Because, you see, I realized that I had been watching this new actual play thing all wrong.  I was treating it like sports: the thrill of watching people at the top of their game perform amazing feats, the empathy of experiencing the highs and lows, the satisfaction of armchair-quarterbacking a game that you yourself play well (or used to).  But, no: actual play is not that.  Or, it sort of can be that, and some of it is nothing but that.  But those aren’t the good ones.  The good ones are the ones that are taking advantage of this entirely new medium of storytelling to tell tales that you can’t really see anywhere else.  Just as a novel can tell stories that a movie can’t (and vice versa), or a comic book series can tell stories that a TV series can’t (and vice versa), actual play can tell stories that nothing else can.  Unlike a novel, it’s collaborative, and far more so than a comic.  Movies and plays and televsion are more collaborative, but still there’s usually one writer (or at most a handful), and the characters in all those other media serve the plot.  If someone forgets something, it’s because they needed to forget that thing for events to be set in motion.  If one character hurts another, it’s because the one character needs to learn from it, or because the other character needs to have something to regret, or because the audience needs to pick a side.  Characters die because an author or screenwriter decided it would have maximum dramatic effect.

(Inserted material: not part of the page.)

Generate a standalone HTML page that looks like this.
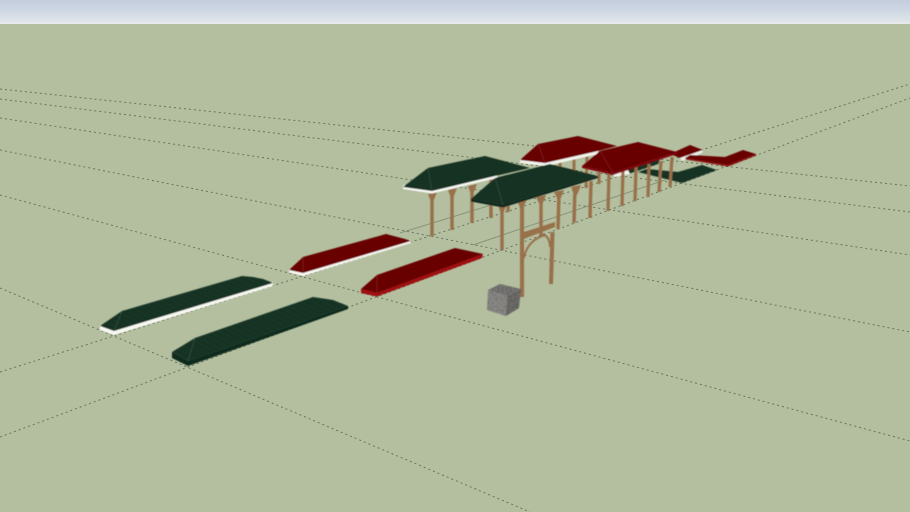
<!DOCTYPE html>
<html>
<head>
<meta charset="utf-8">
<style>
html,body{margin:0;padding:0;background:#b3bf9f}
body{width:910px;height:512px;overflow:hidden}
svg{display:block}
</style>
</head>
<body>
<svg width="910" height="512" viewBox="0 0 910 512" xmlns="http://www.w3.org/2000/svg">
<defs>
<linearGradient id="sky" x1="0" y1="0" x2="0" y2="1">
<stop offset="0" stop-color="#c3cddd"/>
<stop offset="0.4" stop-color="#cdd6e3"/>
<stop offset="0.9" stop-color="#e0e5ea"/>
<stop offset="1" stop-color="#e8ece9"/>
</linearGradient>
<filter id="soft" x="-5%" y="-5%" width="110%" height="110%"><feGaussianBlur stdDeviation="0.5"/></filter>
<filter id="stone" x="0" y="0" width="100%" height="100%">
<feTurbulence type="fractalNoise" baseFrequency="0.5" numOctaves="2" seed="4" result="n"/>
<feColorMatrix in="n" type="matrix" values="0 0 0 0 0 0 0 0 0 0 0 0 0 0 0 1 0 0 0 -0.4" result="d"/>
<feComposite in="d" in2="SourceGraphic" operator="in" result="c"/>
<feMerge><feMergeNode in="SourceGraphic"/><feMergeNode in="c"/></feMerge>
</filter>
<pattern id="ribs" width="5" height="5" patternUnits="userSpaceOnUse" patternTransform="rotate(-62)">
<rect width="5" height="5" fill="#133024"/>
<rect width="1" height="5" fill="#1a382c"/>
</pattern>
</defs>
<rect width="910" height="512" fill="#b3bf9f"/>
<rect width="910" height="24" fill="url(#sky)"/>

<!-- construction lines -->
<g stroke="#4c5443" stroke-width="1" stroke-dasharray="2 3" fill="none" opacity=".7">
<line x1="0" y1="89" x2="910" y2="186"/>
<line x1="0" y1="99" x2="910" y2="212"/>
<line x1="0" y1="118" x2="910" y2="255"/>
<line x1="0" y1="150" x2="910" y2="332"/>
<line x1="0" y1="195" x2="910" y2="441"/>
<line x1="0" y1="288" x2="530" y2="512"/>
<line x1="0" y1="372" x2="910" y2="84"/>
<line x1="0" y1="437" x2="910" y2="98"/>
</g>
<g stroke="#8a947c" stroke-width="1" fill="none">
<line x1="400" y1="233" x2="540" y2="190"/>
<line x1="473" y1="245" x2="665" y2="180"/>
</g>

<g filter="url(#soft)">
<!-- far green flat -->
<polygon points="638,172 682,183 717,170 702,165 678,172 647,169" fill="#133024"/>
<!-- far red small -->
<polygon points="670,154 690,145 703,150 680,158" fill="#690006"/>
<polygon points="680,158 703,150 702,153 682,161" fill="#eef0ea"/>
<!-- far red flat -->
<polygon points="685,158 728,165 756,154 743,150 725,157 690,155" fill="#690006"/>
<polygon points="685,158 728,165 756,154 756,155.5 728,166.5 686,159.5" fill="#8a080e"/>

<!-- back red roof -->
<g stroke="#98704a" stroke-width="3" fill="none">
<line x1="560" y1="160" x2="560" y2="167"/>
<line x1="574" y1="158" x2="574" y2="170"/>
<line x1="587" y1="156" x2="586" y2="188"/>
<line x1="599" y1="172" x2="599" y2="184"/>
</g>
<polygon points="520,159 545,162 546,166 520,163" fill="#f4f4ee"/>
<polygon points="545,162 598,150 598,154 546,166" fill="#f4f4ee"/>
<polygon points="520,160 538,144 578,136 617,146 598,151 545,163" fill="#690006"/>
<line x1="538" y1="144" x2="545" y2="163" stroke="#852528" stroke-width=".6"/>

<!-- red front posts -->
<polygon points="625,170 660,159 658,164 628,174" fill="#133024"/>
<polygon points="612,173 628,170 630,174 615,177" fill="#f4f4ee"/>
<g stroke="#98704a" stroke-width="3.2" fill="none">
<line x1="609" y1="172" x2="608" y2="211"/>
<line x1="623" y1="170" x2="622" y2="206"/>
<line x1="636" y1="167" x2="635" y2="201"/>
<line x1="649" y1="164" x2="648" y2="197"/>
<line x1="661" y1="161" x2="659" y2="192"/>
<line x1="672" y1="157" x2="670" y2="187"/>
</g>
<!-- front red roof -->
<polygon points="582,166 600,151 638,142 677,152 613,173" fill="#690006"/>
<polygon points="582,166 613,173 677,152 677,154 613,175 582,168" fill="#80050c"/>
<line x1="600" y1="151" x2="613" y2="173" stroke="#852528" stroke-width=".6"/>

<!-- green roof 1 posts -->
<g stroke="#98704a" stroke-width="3.4" fill="none">
<line x1="432" y1="195" x2="432" y2="236"/>
<line x1="452" y1="190" x2="452" y2="230"/>
<line x1="472" y1="186" x2="472" y2="223"/>
<line x1="491" y1="178" x2="491" y2="218"/>
<line x1="508" y1="200" x2="508" y2="212"/>
</g>
<g fill="#98704a">
<polygon points="428,194 437,192 433,202 431,202"/>
<polygon points="448,190 457,188 453,198 451,198"/>
<polygon points="468,186 477,184 473,194 471,194"/>
</g>
<!-- white fascia and roof 1 -->
<polygon points="403,185 432,189 497,174 497,178 432,193.5 403,189" fill="#f8f8f2"/>
<polygon points="403,187 428,168 485,156 530,168 495,176 432,191" fill="#133024"/>
<line x1="428" y1="168" x2="432" y2="191" stroke="#3a5548" stroke-width=".6"/>

<!-- green roof 2 posts -->
<g stroke="#98704a" stroke-width="3.4" fill="none">
<line x1="502" y1="205" x2="502" y2="250"/>
<line x1="541" y1="196" x2="541" y2="236"/>
<line x1="559" y1="191" x2="558" y2="229"/>
<line x1="575" y1="186" x2="574" y2="223"/>
<line x1="591" y1="181" x2="590" y2="218"/>
</g>
<g fill="#98704a">
<polygon points="498,205 507,203 503,214 501,214"/>
<polygon points="517,201 527,199 523,209 521,209"/>
<polygon points="536,197 546,195 542,205 540,205"/>
<polygon points="554,192 564,190 560,200 558,200"/>
<polygon points="571,187 581,185 577,195 575,195"/>
</g>
<!-- green roof 2 -->
<polygon points="471,199 495,178 550,164 598,176 503,205" fill="#133024"/>
<polygon points="471,199 503,205 598,176 598,178 503,207.5 471,201.5" fill="#0e281d"/>
<line x1="495" y1="178" x2="503" y2="205" stroke="#3a5548" stroke-width=".6"/>

<!-- arch -->
<g fill="none" stroke="#98704a">
<line x1="522" y1="202" x2="522" y2="297" stroke-width="4"/>
<line x1="552.5" y1="232" x2="551" y2="284" stroke-width="4"/>
<polygon points="521,233 555,222 555,227 521,240" stroke="none" fill="#98704a"/>
<path d="M524 258 C526 246 534 238 545 235" stroke-width="2"/>
<path d="M550 247 C550 240 547 236 543 234" stroke-width="2"/>
</g>

<!-- stone block -->
<g filter="url(#stone)">
<polygon points="488,290 500,284 521,289 507,296" fill="#777674"/>
<polygon points="488,290 507,296 506,316 487,310" fill="#8a8986"/>
<polygon points="507,296 521,289 519,308 506,316" fill="#6e6d6b"/>
</g>

<!-- green platform 1 -->
<polygon points="100,325 114,330 273,282 273,286 114,335 100,330" fill="#f8f8f2"/>
<polygon points="100,326 122,311 242,276 253,277 263,279 273,283 114,331" fill="url(#ribs)"/>
<line x1="122" y1="311" x2="114" y2="331" stroke="#3a5548" stroke-width=".6"/>

<!-- green platform 2 -->
<polygon points="172,352 195,338 313,297 333,300 348,306 188,361" fill="url(#ribs)"/>
<polygon points="172,352 188,361 348,306 348,309 188,366 172,358" fill="#10291e"/>
<line x1="195" y1="338" x2="188" y2="361" stroke="#3a5548" stroke-width=".6"/>

<!-- red platform 1 -->
<polygon points="289,269 303,272 411,240 411,243 303,276 289,272.5" fill="#f8f8f2"/>
<polygon points="289,270 303,257 386,234 405,239 411,241 303,273" fill="#690006"/>
<line x1="303" y1="257" x2="303" y2="273" stroke="#852528" stroke-width=".6"/>

<!-- red platform 2 -->
<polygon points="361,289 377,293 483,254 482,258 377,296.5 361,293" fill="#a00810"/>
<polygon points="361,289 377,275 455,248 483,254 377,293" fill="#690006"/>
<line x1="377" y1="275" x2="377" y2="293" stroke="#852528" stroke-width=".6"/>
</g>
</svg>
</body>
</html>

But, in actual play (at least when done well), the GM builds a world and sets the PCs loose in it.  Each character has their own arc, and that arc is completely controlled by the “actor” portraying them.  Normally an actor, whether in film, television, or stageplay, has the constraint of playing the character as written on the page, using the words they’re given.  But, in actual play, a player can do anything they want with their character, take them in any direction that feels natural.  And, most importantly, there are dice.  The element of randomness the dice provide adds something that no other medium can compete with.  A good DM harnesses that unpredictability, never letting it derail the story, but letting it add wrinkles and twists and complications.  The resulting tapestry of big swings and near misses, huge triumphs and massive failures, is both complex and beautiful, and unlike any other form of storytelling.

Actual play is a new medium.  The fact that you’re watching people play a game is almost incidental to that fact: it’s a bit fun, especially if you know the game yourself, but it’s totally unnecessary to enjoy the story.  The story is the thing, the thing that makes actual play special.  The stories told via actual play are unique, amazing, engrossing, and transcendent.  And that’s what this series will explore.